I think it is reasonable to do the integer CPU first because else you cannot execute any code. The FPU should be implemented before the MMU because there is far more code using the FPU than the MMU. So the order Integer, FPU, MMU makes a lot of sense. FPU is in the making so MMU will have to wait. This is where we are now and it makes a lot of sense.
What about AGA and SAGA? Obviously there is some confusion about what SAGA is. SAGA is an enhanced AGA with an additional chunky playfield. The chunky playfield is controlled via registers in the Amiga register address range and can be controlled by the copper. Since AmigaOS doesn't know about chunky playfields, there is a P96 driver for the chunky playfield which makes this chipset feature appear as standard RTG even though it can/could do much more (e.g. copper scrolling and copper palette shading).
The most notable advantage of SAGA is that the screen DMA can read directly from the local Vampire RAM which is faster than previous fastmem but functionally chipmem. All previous RTG software was slowed down by outdated hardware buses with something like 16 MB/s maximum throughput. The Vampire does hundreds of MB per second.
So far we have only seen the chunky playfield part of SAGA, i.e. the part that seems to be simple RTG but is implemented in an Amiga-way, in public releases. The Gold3 previews already have the AGA chipset, i.e. the planar part of SAGA added but there are still some bugs. You could call this the AGA in SAGA. Simply put SAGA = AGA + RTG on one and the same screen.

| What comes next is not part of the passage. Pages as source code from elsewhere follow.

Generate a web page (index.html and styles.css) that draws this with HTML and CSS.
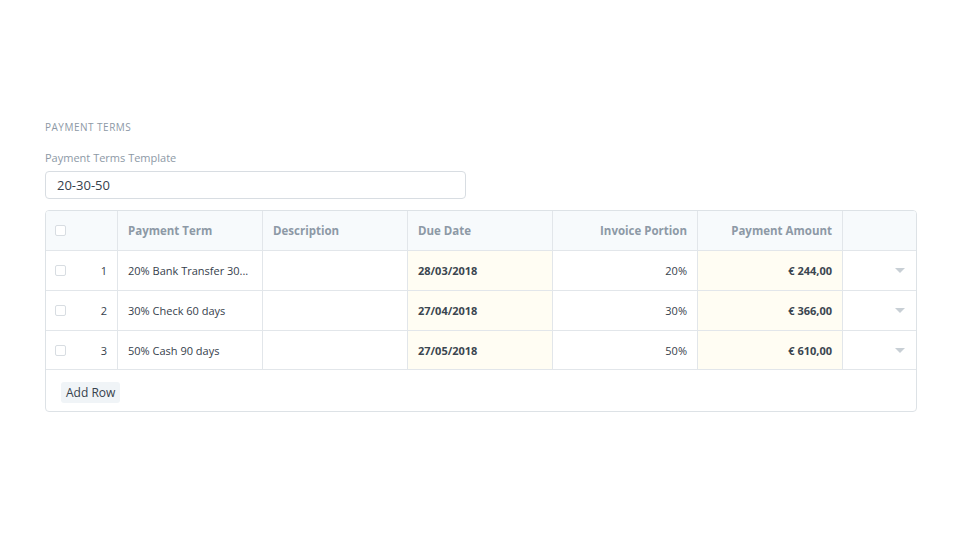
FILE: index.html
```html
<!DOCTYPE html>
<html>
<head>
<meta charset="utf-8">
<link rel="stylesheet" href="styles.css">
</head>
<body>
<div class="page">
  <div class="section-head">PAYMENT TERMS</div>
  <div class="field">
    <div class="field-label">Payment Terms Template</div>
    <div class="input">20-30-50</div>
  </div>
  <div class="grid">
    <div class="row head">
      <div class="cell c-idx"><span class="chk"></span></div>
      <div class="cell c-std">Payment Term</div>
      <div class="cell c-std">Description</div>
      <div class="cell c-std">Due Date</div>
      <div class="cell c-std right">Invoice Portion</div>
      <div class="cell c-std right">Payment Amount</div>
      <div class="cell c-last"></div>
    </div>
    <div class="row">
      <div class="cell c-idx"><span class="chk"></span><span class="num">1</span></div>
      <div class="cell c-std">20% Bank Transfer 30...</div>
      <div class="cell c-std"></div>
      <div class="cell c-std yellow bold">28/03/2018</div>
      <div class="cell c-std right">20%</div>
      <div class="cell c-std right yellow bold">€ 244,00</div>
      <div class="cell c-last"><span class="caret"></span></div>
    </div>
    <div class="row">
      <div class="cell c-idx"><span class="chk"></span><span class="num">2</span></div>
      <div class="cell c-std">30% Check 60 days</div>
      <div class="cell c-std"></div>
      <div class="cell c-std yellow bold">27/04/2018</div>
      <div class="cell c-std right">30%</div>
      <div class="cell c-std right yellow bold">€ 366,00</div>
      <div class="cell c-last"><span class="caret"></span></div>
    </div>
    <div class="row last-row">
      <div class="cell c-idx"><span class="chk"></span><span class="num">3</span></div>
      <div class="cell c-std">50% Cash 90 days</div>
      <div class="cell c-std"></div>
      <div class="cell c-std yellow bold">27/05/2018</div>
      <div class="cell c-std right">50%</div>
      <div class="cell c-std right yellow bold">€ 610,00</div>
      <div class="cell c-last"><span class="caret"></span></div>
    </div>
    <div class="grid-footer">
      <span class="btn">Add Row</span>
    </div>
  </div>
</div>
</body>
</html>
```

FILE: styles.css
```css
html, body {
  margin: 0;
  padding: 0;
  background: #ffffff;
}
body {
  font-family: "Open Sans", "Noto Sans", sans-serif;
  color: #36414c;
}
.page {
  padding: 120px 43px 0 45px;
}
.section-head {
  font-size: 10px;
  line-height: 14px;
  color: #8d99a6;
  letter-spacing: 0.5px;
  margin-bottom: 16px;
}
.field-label {
  font-size: 11px;
  line-height: 16px;
  color: #8d99a6;
  margin-bottom: 5px;
}
.input {
  width: 408px;
  height: 26px;
  border: 1px solid #d8dde2;
  border-radius: 4px;
  padding: 0 0 0 11px;
  font-size: 13px;
  line-height: 26px;
  color: #36414c;
}
.field {
  margin-bottom: 11px;
}
.grid {
  border: 1px solid #dde2e6;
  border-radius: 4px;
  overflow: hidden;
}
.row {
  display: flex;
  height: 39px;
  border-bottom: 1px solid #e2e6ea;
}
.row.last-row {
  height: 38px;
}
.row.head {
  background: #f7fafc;
  font-weight: 700;
  color: #8d99a6;
}
.cell {
  display: flex;
  align-items: center;
  font-size: 11px;
  box-sizing: border-box;
  border-right: 1px solid #e2e6ea;
  padding: 0 10px;
  white-space: nowrap;
  overflow: hidden;
}
.c-idx {
  width: 72px;
  padding: 0 10px 0 9px;
  justify-content: space-between;
}
.c-std {
  width: 145px;
  padding-left: 10px;
}
.c-last {
  flex: 1;
  border-right: none;
  justify-content: flex-end;
  padding-right: 11px;
}
.right {
  justify-content: flex-end;
  padding-right: 10px;
}
.yellow {
  background: #fffdf3;
}
.bold {
  font-weight: 700;
  color: #3b4650;
}
.head .cell {
  font-size: 11.5px;
}
.chk {
  width: 9px;
  height: 9px;
  border: 1px solid #d8dde2;
  border-radius: 2px;
  background: #fff;
}
.num {
  font-size: 11px;
  color: #36414c;
}
.caret {
  width: 0;
  height: 0;
  border-left: 5px solid transparent;
  border-right: 5px solid transparent;
  border-top: 5px solid #c8cfd5;
}
.grid-footer {
  height: 41px;
  padding: 10px 15px 0 15px;
  box-sizing: border-box;
}
.btn {
  display: inline-block;
  background: #f0f4f7;
  font-size: 12px;
  line-height: 21px;
  padding: 0 5px;
  border-radius: 3px;
  color: #36414c;
}
```
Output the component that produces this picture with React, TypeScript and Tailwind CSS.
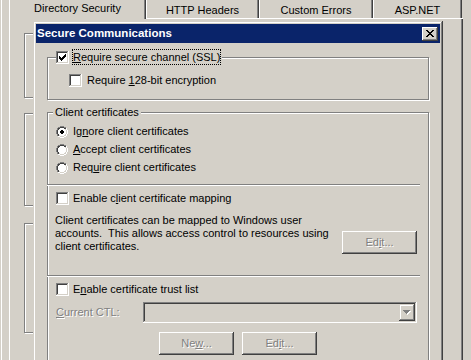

I think it wouldn't make any sense to make an effort to purposely slow down the planar part of SAGA to AGA speed. It is not even required for (my broader understanding of) compatibility. I can understand that democoders want to work around a known set of limitations and that for this reason the Vampire/Apollo project doesn't make sense for them. Well, so be it, it is not as if the demosceners were such a big part of the Amiga usergroup. Their wishes just don't comply with the goals of the project and this is not going to Change no matter how much "input" and "listening" there might be.
Now let's return to the CPU: you are very emotional about AMMX, hyperthreading and 64 bit extensions which you consider crap that is not going to get used and that take FPGA real estate that could be used for stuff that does get used like FPU and MMU. I know that you do not agree to Gunnar's vision but perhaps this explanation will make you see that there is an inner logic to the sequence in which the individual items on the TODO list are tackled.
Gunnar wants to improve the 68k ISA and extend it to what it might look like if Motorola hadn't dropped the ball over 20 years ago. This is what drives him, this is why it is happening at all.
You want something different. Everybody understood that and the project is not going to change its goals for you and those who think alike no matter how much you voice your opinion and personal preferences. You are free to conclude that Apollo/Vampire does not cater your very well defined needs and that's all there really is.
Anyway, if one wants to do a modern extension of the 68k architecture, it immediately follows that the 8 address, 8 data and 8 FPU registers just aren't enough. There is a need for 64 bit datatypes handled in the integer part while the need for 16 bit datatypes is almost zero in today's computing. More registers and especially more FPU registers are a must.
Whether you agree with this vision or not, if you want to end up with such a CPU, you can either build a 32bit CPU, throw it away and start with another one that is 64bit OR you build a 64bit CPU right from the start which means to have those additional registers and to make them wider right from the start. Adding a few AMMX instructions that actually work on those wide registers then is far less work than building and testing an FPU.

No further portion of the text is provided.